Yahoo has just published three national security letters, controversial government demands for information usually accompanied by a gag order and rarely made public.
Disclosed two letters from 2013, and one from 2015
The company writes in a statement that it was able to publish the letters after changes made by the USA Freedom Act required the FBI to review nondisclosure requirements. Generally, tech companies have only been able to mention national security demands in "bands" of nonspecific numbers glimpsed in transparency reports. Last month, the FBI cleared Yahoo to acknowledge the three letters it made available today, although the personal information related to the accounts remains redacted.
Two of the disclosed letters were sent in 2013, and one was sent in 2015. All three were requests from the FBI for information related to Yahoo accounts. The company writes that it complied with all of the requests, providing information on the relevant name, address, and length of service tied to each account. (In the 2015 case, it did not find the relevant account in its system, and thus did not have any information to turn over.) The users, Yahoo writes, have been notified of the NSLs.

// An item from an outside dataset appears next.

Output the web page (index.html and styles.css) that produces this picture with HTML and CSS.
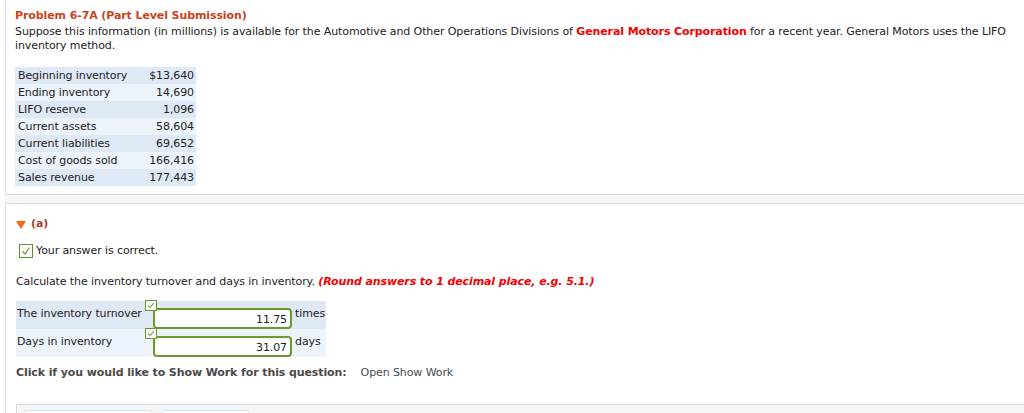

"Going forward, we will update our Transparency Report to include the number of NSLs received and number of accounts specified in those letters as the FBI lifts additional nondisclosure provisions," the company wrote in its statement.
Critics of NSLs have argued that the letters are a strikingly broad tool operating with little transparency or oversight. In one closely watched case, the owner of a small internet service provider fought a NSL gag order for more than a decade, and was only able to legally discuss it last year.